Testing some of Benjamin Graham’s Stock Selection Criteria: A Case of the FTSE Bursa Malaysia EMAS Index from Year 2000 to 2009

ABSTRACT: Benjamin Graham, also known as the “father of value investing” proposed that investment in the stock exchange  can  be  a  safe  endeavor  while  receiving  gains  that  outperform  the  market  if  the  investor  makes carefully thought out purchases. This study aims to determine if the use of some of Benjamin Graham’s stock selection criteria is able to generate returns that are significantly greater than the returns in the stock exchange of  Malaysia,  particularly,  the  comprehensive  FTSE  Bursa  Malaysia  EMAS  Index.  This  study  collected secondary data regarding fundamentals of companies listed in the FTSE Bursa Malaysia EMAS Index from the year 2000 to 2009. Five criteria were set up in this research based on one or a combination of price-to-earnings  ratio,  price-to-book  value,  current  ratio  and  dividend  yield.  The  listed  companies  were  screened using those criteria.

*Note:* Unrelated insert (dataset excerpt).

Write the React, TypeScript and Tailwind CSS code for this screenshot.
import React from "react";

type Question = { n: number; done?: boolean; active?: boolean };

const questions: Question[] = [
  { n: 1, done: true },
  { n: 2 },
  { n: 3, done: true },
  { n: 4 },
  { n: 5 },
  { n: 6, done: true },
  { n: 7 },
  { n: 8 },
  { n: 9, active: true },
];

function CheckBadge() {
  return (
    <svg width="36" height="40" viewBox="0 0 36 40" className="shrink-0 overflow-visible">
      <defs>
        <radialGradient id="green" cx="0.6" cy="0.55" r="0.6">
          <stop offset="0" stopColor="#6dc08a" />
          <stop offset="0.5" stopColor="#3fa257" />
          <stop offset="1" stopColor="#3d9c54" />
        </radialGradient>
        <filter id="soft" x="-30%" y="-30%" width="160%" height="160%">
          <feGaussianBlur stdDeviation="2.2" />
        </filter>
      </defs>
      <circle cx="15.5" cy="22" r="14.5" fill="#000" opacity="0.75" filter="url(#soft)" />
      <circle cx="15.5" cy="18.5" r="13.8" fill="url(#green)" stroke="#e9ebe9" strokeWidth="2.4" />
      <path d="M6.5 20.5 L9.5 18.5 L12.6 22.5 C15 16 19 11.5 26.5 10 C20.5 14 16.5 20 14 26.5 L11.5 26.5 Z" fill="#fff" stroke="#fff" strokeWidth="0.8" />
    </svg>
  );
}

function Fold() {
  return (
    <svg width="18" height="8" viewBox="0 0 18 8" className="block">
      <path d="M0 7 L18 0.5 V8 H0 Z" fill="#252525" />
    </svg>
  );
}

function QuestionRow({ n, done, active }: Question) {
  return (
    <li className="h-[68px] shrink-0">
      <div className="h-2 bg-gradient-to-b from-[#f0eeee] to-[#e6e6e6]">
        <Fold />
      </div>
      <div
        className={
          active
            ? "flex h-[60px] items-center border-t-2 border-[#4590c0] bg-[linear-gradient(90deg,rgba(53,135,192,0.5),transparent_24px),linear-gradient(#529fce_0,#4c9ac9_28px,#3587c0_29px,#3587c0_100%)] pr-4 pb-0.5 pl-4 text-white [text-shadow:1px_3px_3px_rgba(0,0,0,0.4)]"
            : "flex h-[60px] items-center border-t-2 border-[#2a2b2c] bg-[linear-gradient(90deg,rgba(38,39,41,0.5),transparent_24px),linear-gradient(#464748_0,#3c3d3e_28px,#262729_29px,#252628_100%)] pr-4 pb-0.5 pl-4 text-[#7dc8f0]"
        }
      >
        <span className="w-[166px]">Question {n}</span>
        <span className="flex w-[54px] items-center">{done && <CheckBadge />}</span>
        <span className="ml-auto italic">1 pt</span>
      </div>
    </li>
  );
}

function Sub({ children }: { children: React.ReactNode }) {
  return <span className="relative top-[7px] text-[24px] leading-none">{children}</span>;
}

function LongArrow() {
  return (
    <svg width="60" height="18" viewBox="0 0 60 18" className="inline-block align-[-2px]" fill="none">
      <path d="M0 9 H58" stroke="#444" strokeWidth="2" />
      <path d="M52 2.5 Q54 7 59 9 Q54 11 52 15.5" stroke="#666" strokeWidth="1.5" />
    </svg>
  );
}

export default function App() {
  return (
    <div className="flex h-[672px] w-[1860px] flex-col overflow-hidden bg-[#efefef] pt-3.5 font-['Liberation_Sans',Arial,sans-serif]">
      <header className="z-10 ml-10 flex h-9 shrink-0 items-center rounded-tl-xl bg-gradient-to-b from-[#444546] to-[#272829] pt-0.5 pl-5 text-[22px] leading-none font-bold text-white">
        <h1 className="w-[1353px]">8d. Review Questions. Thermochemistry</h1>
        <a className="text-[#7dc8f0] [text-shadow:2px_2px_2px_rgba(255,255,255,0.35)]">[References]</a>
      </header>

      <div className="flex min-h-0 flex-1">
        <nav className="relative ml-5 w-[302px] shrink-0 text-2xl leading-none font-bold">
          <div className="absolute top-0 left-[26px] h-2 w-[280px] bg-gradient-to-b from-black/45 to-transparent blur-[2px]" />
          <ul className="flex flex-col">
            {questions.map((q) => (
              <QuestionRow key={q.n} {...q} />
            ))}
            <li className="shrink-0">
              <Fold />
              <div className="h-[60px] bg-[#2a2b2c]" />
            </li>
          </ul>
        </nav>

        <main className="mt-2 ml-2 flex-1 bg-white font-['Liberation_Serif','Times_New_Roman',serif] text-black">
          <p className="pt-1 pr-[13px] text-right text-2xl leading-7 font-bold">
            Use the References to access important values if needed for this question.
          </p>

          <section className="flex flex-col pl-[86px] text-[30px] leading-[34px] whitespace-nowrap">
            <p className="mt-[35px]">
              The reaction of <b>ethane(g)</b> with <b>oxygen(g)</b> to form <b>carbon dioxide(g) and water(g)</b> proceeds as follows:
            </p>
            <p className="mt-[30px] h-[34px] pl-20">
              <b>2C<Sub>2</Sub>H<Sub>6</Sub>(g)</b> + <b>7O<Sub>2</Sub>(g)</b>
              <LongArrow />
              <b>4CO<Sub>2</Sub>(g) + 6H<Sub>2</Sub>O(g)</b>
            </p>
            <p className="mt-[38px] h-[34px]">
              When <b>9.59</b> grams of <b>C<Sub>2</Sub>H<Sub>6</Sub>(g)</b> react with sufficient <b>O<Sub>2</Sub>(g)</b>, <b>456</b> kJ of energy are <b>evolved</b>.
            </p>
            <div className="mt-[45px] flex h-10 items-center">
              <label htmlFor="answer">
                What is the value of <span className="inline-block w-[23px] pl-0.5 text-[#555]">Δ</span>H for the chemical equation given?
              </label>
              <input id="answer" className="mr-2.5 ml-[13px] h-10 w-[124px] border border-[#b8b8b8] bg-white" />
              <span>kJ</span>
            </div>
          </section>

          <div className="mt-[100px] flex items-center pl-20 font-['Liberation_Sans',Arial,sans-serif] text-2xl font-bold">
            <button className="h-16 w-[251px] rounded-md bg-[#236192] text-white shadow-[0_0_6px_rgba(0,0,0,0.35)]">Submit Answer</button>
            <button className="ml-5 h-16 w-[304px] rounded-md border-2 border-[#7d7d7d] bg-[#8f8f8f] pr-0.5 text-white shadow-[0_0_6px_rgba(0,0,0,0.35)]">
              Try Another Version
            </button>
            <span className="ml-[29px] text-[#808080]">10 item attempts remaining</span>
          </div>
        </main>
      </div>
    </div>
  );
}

An equally weighted portfolio was created using the screened companies and their one-year and two-year returns calculated. The returns  were compared to the market return. Hypotheses of this research were tested using t-test statistic to determine the significance of the data. This research found that most of the screening criteria used generated returns that were higher than the market return in almost every year they were tested in. Benjamin Graham’s stock selection criteria although have been conceived over 80 years ago is still applicable today in the Malaysian market. Further research can be conducted with different criteria with varying holding periods and in different markets.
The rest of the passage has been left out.